Well, to tell you the truth, I haven’t gotten over my ire about children’s fashions. I’ll be checking out Crazy 8’s, Children’s Place and Land’s End tout suite because rumor has it these companies present clothing that allows little girls to be little girls instead of pushing children to age beyond their years.
It’s Sunday and I’m in the mood to preach a little. Beware.
A friend sent a link to this article, where the author writes about what to teach her children when they turn on the radio and hear Rihanna singing about S&M and find sexual references in everything from deodorant and shampoo commercials to animated cartoon movies like The Smurfs. (FYI, don’t agree with her conclusions at all.)
I’ve come to a conclusion a wee bit different from what I wrote a few days ago.
Yes, manufacturers are to blame for creating this clothing. Yes, stores are to blame for marketing and peddling childhood sexuality.
But do you know who bears the lion-share of blame? Me.
We are to blame.
We buy the stuff. We permit their agendas with our dollars and lack of outrage. We are the parents who don’t have the chutzpah to tell our kids, “No!” when they try on an outfit too old for them or bring magazines and catalogs into the house that don’t fit our family priorities.
We are the mothers who don’t change the standard and instead try to conform to our community and what we assume is happening so our kids will be popular, think we’re cool and tell us their secrets.
We are the fathers who don’t tell their daughters they’re more beautiful in sweat pants and no make up than dolled up in a strapless dress and 2″ heels for their eighth-grade graduation.
We are the uncles who don’t change the channel when a commercial objectifying women comes on.
We are the aunts who talk about if you don’t “put out” your boyfriend will break up with you.

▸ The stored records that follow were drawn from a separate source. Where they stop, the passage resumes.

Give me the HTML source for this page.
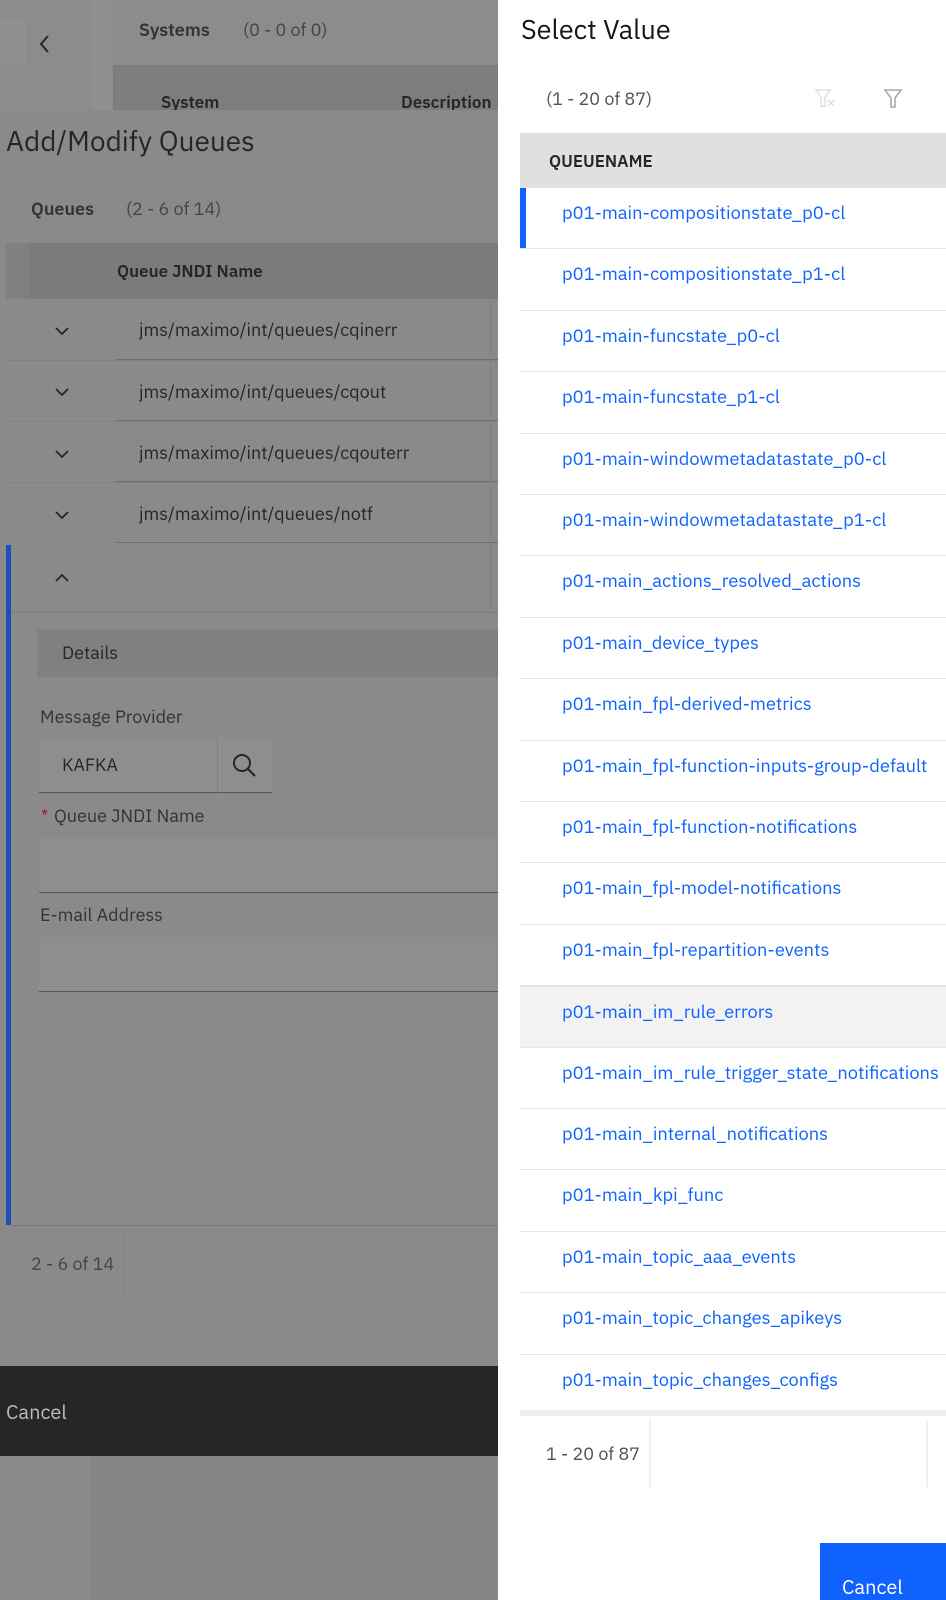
<!DOCTYPE html>
<html><head><meta charset="utf-8"><style>
*{margin:0;padding:0;box-sizing:border-box}
body{width:946px;height:1600px;overflow:hidden;position:relative;background:#8a8a8a;font-family:"IBM Plex Sans","Liberation Sans",sans-serif;}
.a{position:absolute;white-space:nowrap}
.t{color:#262626;font-size:18px}
.row{position:absolute;left:520px;width:426px;height:61.4px;border-bottom:1px solid #e6e6e6}
.row span{position:absolute;left:42px;top:13px;color:#0f62fe;font-size:18.3px}
</style></head><body>
<div class="a" style="left:0;top:0;width:498px;height:110px;background:#8c8c8c"></div>
<div class="a" style="left:0;top:20px;width:26px;height:45px;background:#909090"></div>
<div class="a" style="left:92px;top:0;width:20px;height:110px;background:#909090"></div>
<div class="a" style="left:113px;top:65px;width:385px;height:45px;background:#7d7d7d"></div>
<svg class="a" style="left:38px;top:34px" width="14" height="20"><path d="M10 2 L3 10 L10 18" fill="none" stroke="#262626" stroke-width="2"/></svg>
<div class="a t" style="left:139px;top:18px;font-weight:600;color:#333">Systems</div>
<div class="a t" style="left:243px;top:18px;color:#444">(0 - 0 of 0)</div>
<div class="a t" style="left:161px;top:91px;font-weight:600;font-size:17px">System</div>
<div class="a t" style="left:401px;top:91px;font-weight:600;font-size:17px">Description</div>
<div class="a" style="left:0;top:110px;width:498px;height:1256px;background:#8a8a8a"></div>
<div class="a" style="left:6px;top:122px;font-size:28px;color:#262626">Add/Modify Queues</div>
<div class="a t" style="left:31px;top:197px;font-weight:600;color:#333">Queues</div>
<div class="a t" style="left:126px;top:197px;color:#444">(2 - 6 of 14)</div>
<div class="a" style="left:6px;top:243px;width:492px;height:56px;background:#7b7b7b"></div>
<div class="a" style="left:6px;top:243px;width:24px;height:56px;background:#808080"></div>
<div class="a t" style="left:117px;top:260px;font-weight:600;font-size:17px">Queue JNDI Name</div>
<div class="a" style="left:6px;top:299px;width:492px;height:244px">
 <div class="a" style="left:110px;top:60px;width:382px;height:1px;background:#6e6e6e"></div>
 <div class="a" style="left:0;top:61px;width:492px;height:1px;background:#828282"></div>
 <div class="a" style="left:110px;top:121px;width:382px;height:1px;background:#6e6e6e"></div>
 <div class="a" style="left:0;top:122px;width:492px;height:1px;background:#828282"></div>
 <div class="a" style="left:110px;top:182px;width:382px;height:1px;background:#6e6e6e"></div>
 <div class="a" style="left:0;top:183px;width:492px;height:1px;background:#828282"></div>
 <div class="a" style="left:110px;top:243px;width:382px;height:1px;background:#6e6e6e"></div>
</div>
<div class="a" style="left:490px;top:299px;width:1px;height:310px;background:#808080"></div>
<svg class="a" style="left:54px;top:326px" width="16" height="10"><path d="M2 2 L8 8 L14 2" fill="none" stroke="#262626" stroke-width="1.8"/></svg>
<svg class="a" style="left:54px;top:387px" width="16" height="10"><path d="M2 2 L8 8 L14 2" fill="none" stroke="#262626" stroke-width="1.8"/></svg>
<svg class="a" style="left:54px;top:449px" width="16" height="10"><path d="M2 2 L8 8 L14 2" fill="none" stroke="#262626" stroke-width="1.8"/></svg>
<svg class="a" style="left:54px;top:510px" width="16" height="10"><path d="M2 2 L8 8 L14 2" fill="none" stroke="#262626" stroke-width="1.8"/></svg>
<div class="a t" style="left:139px;top:318px">jms/maximo/int/queues/cqinerr</div>
<div class="a t" style="left:139px;top:380px">jms/maximo/int/queues/cqout</div>
<div class="a t" style="left:139px;top:441px">jms/maximo/int/queues/cqouterr</div>
<div class="a t" style="left:139px;top:502px">jms/maximo/int/queues/notf</div>
<div class="a" style="left:6px;top:545px;width:5px;height:680px;background:#1e4fb8"></div>
<svg class="a" style="left:54px;top:573px" width="16" height="10"><path d="M2 8 L8 2 L14 8" fill="none" stroke="#262626" stroke-width="1.8"/></svg>
<div class="a" style="left:11px;top:612px;width:487px;height:1px;background:#7e7e7e"></div>
<div class="a" style="left:37px;top:629px;width:461px;height:48px;background:#808080"></div>
<div class="a t" style="left:62px;top:641px">Details</div>
<div class="a t" style="left:40px;top:705px;color:#333">Message Provider</div>
<div class="a" style="left:39px;top:738px;width:178px;height:55px;background:#8e8e8e;border-bottom:1px solid #555"></div>
<div class="a" style="left:217px;top:738px;width:55px;height:55px;background:#8e8e8e;border-bottom:1px solid #555;border-left:1px solid #7e7e7e"></div>
<svg class="a" style="left:231px;top:752px" width="28" height="28"><circle cx="11" cy="11" r="8" fill="none" stroke="#262626" stroke-width="2"/><path d="M17 17 L24 24" stroke="#262626" stroke-width="2.2"/></svg>
<div class="a t" style="left:62px;top:753px">KAFKA</div>
<div class="a" style="left:41px;top:806px;color:#b01020;font-size:16px">*</div>
<div class="a t" style="left:54px;top:804px;color:#333">Queue JNDI Name</div>
<div class="a" style="left:39px;top:838px;width:459px;height:55px;background:#8e8e8e;border-bottom:1px solid #555"></div>
<div class="a t" style="left:40px;top:903px;color:#333">E-mail Address</div>
<div class="a" style="left:39px;top:937px;width:459px;height:55px;background:#8e8e8e;border-bottom:1px solid #555"></div>
<div class="a" style="left:11px;top:1225px;width:487px;height:1px;background:#777"></div>
<div class="a t" style="left:31px;top:1252px;color:#444">2 - 6 of 14</div>
<div class="a" style="left:124px;top:1230px;width:1px;height:67px;background:#828282"></div>
<div class="a" style="left:0;top:1366px;width:498px;height:90px;background:#262626"></div>
<div class="a" style="left:6px;top:1398px;color:#bdbdbd;font-size:20px">Cancel</div>
<div class="a" style="left:0;top:1456px;width:91px;height:144px;background:#8a8a8a"></div>
<div class="a" style="left:91px;top:1456px;width:407px;height:144px;background:#858585"></div>
<div class="a" style="left:498px;top:0;width:448px;height:1600px;background:#fff"></div>
<div class="a" style="left:521px;top:12px;font-size:27px;color:#161616">Select Value</div>
<div class="a" style="left:546px;top:87px;font-size:18px;color:#525252">(1 - 20 of 87)</div>
<svg class="a" style="left:814px;top:88px" width="24" height="22"><path d="M2 2 H16 L11 9 V18 H7 V9 Z" fill="none" stroke="#e0e0e0" stroke-width="1.5"/><path d="M14 12 L20 18 M20 12 L14 18" stroke="#e0e0e0" stroke-width="1.5"/></svg>
<svg class="a" style="left:883px;top:88px" width="22" height="22"><path d="M2 2 H18 L12 10 V19 H8 V10 Z" fill="none" stroke="#a8a8a8" stroke-width="1.6"/></svg>
<div class="a" style="left:520px;top:133px;width:426px;height:55px;background:#e0e0e0"></div>
<div class="a" style="left:549px;top:150px;font-size:17px;font-weight:600;color:#262626">QUEUENAME</div>
<div class="a" style="left:520px;top:188px;width:6px;height:60px;background:#0f62fe"></div>
<div class="row" style="top:188px"><span>p01-main-compositionstate_p0-cl</span></div>
<div class="row" style="top:249.4px"><span>p01-main-compositionstate_p1-cl</span></div>
<div class="row" style="top:310.8px"><span>p01-main-funcstate_p0-cl</span></div>
<div class="row" style="top:372.2px"><span>p01-main-funcstate_p1-cl</span></div>
<div class="row" style="top:433.6px"><span>p01-main-windowmetadatastate_p0-cl</span></div>
<div class="row" style="top:495px"><span>p01-main-windowmetadatastate_p1-cl</span></div>
<div class="row" style="top:556.4px"><span>p01-main_actions_resolved_actions</span></div>
<div class="row" style="top:617.8px"><span>p01-main_device_types</span></div>
<div class="row" style="top:679.2px"><span>p01-main_fpl-derived-metrics</span></div>
<div class="row" style="top:740.6px"><span>p01-main_fpl-function-inputs-group-default</span></div>
<div class="row" style="top:802px"><span>p01-main_fpl-function-notifications</span></div>
<div class="row" style="top:863.4px"><span>p01-main_fpl-model-notifications</span></div>
<div class="row" style="top:924.8px"><span>p01-main_fpl-repartition-events</span></div>
<div class="row" style="top:986.2px;background:#f2f2f2;border-top:1px solid #e0e0e0"><span>p01-main_im_rule_errors</span></div>
<div class="row" style="top:1047.6px"><span>p01-main_im_rule_trigger_state_notifications</span></div>
<div class="row" style="top:1109px"><span>p01-main_internal_notifications</span></div>
<div class="row" style="top:1170.4px"><span>p01-main_kpi_func</span></div>
<div class="row" style="top:1231.8px"><span>p01-main_topic_aaa_events</span></div>
<div class="row" style="top:1293.2px"><span>p01-main_topic_changes_apikeys</span></div>
<div class="row" style="top:1354.6px;border-bottom:6px solid #eee"><span>p01-main_topic_changes_configs</span></div>
<div class="a" style="left:546px;top:1442px;font-size:18px;color:#525252">1 - 20 of 87</div>
<div class="a" style="left:649px;top:1420px;width:2px;height:67px;background:#f0f0f0"></div>
<div class="a" style="left:926px;top:1420px;width:2px;height:67px;background:#f0f0f0"></div>
<div class="a" style="left:820px;top:1543px;width:126px;height:57px;background:#0f62fe"></div>
<div class="a" style="left:842px;top:1573px;font-size:20px;color:#fff">Cancel</div>
</body></html>
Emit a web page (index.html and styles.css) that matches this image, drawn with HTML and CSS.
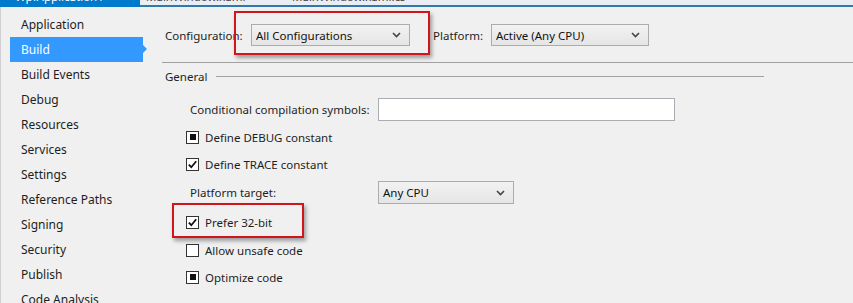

We are the teachers and support staff who don’t tell our students they need to cover up and assume someone else will tell them sometime.
We are the community members who are ok with high school girls wearing string bikinis to do a car wash.
We’re letting children, especially girls, believe what they wear will make them attractive. We are the ones promoting that skewed agenda by our complicity.
And then we complain to our friends about how we want our daughters to dress modestly but we just can’t find anything for them to wear… how we don’t want our daughters to be on the Pill but we’d rather have them pumping chemicals into their bodies on a daily basis than deal with the consequences of their action with an unwanted pregnancy.
We are the problem.
I read this post to Lizard ahead of publishing it because it’s not funny. I’ve gotten feedback in the past when I’m funny I’m a great writer but when I’m preachy it’s heavy. I asked him if I should hit that “publish” button.
He said, “yes.” So if you don’t like this one, blame my husband! He also wanted to mention not all of us are the problem – many of the people we know don’t send their dollars toward immodest clothing. The dads do recognize their significance in their daughter’s development.
Many people we know are part of the solution because they’re speaking with their voices, writing, dollars and feet.
I agree. But I would argue all of us know someone who doesn’t speak up. Who doesn’t try. Who does spend hundreds of dollars in the stores whose advertising uses children in images that are soft-pornography.
Why would we walk past these images every day and not raise a ruckus? Why would we let our children grow up thinking this objectification is ok?
We are the problem when we do not put forth the effort to make a difference. If we aren’t ok with what we see around us, we need to get vocal and stop blaming the manufacturers, the stores, the media… and take responsibility for ourselves!
Women, for all our ranting about objectification and loss of power, we have the power to stop this circus ride. Don’t believe me? Consider this:
Lysistrata – a ancient Greek play describing how the women got sick of the men warring all the time and went on a sex strike. They withheld intimate relations until the men quit fighting… and it worked!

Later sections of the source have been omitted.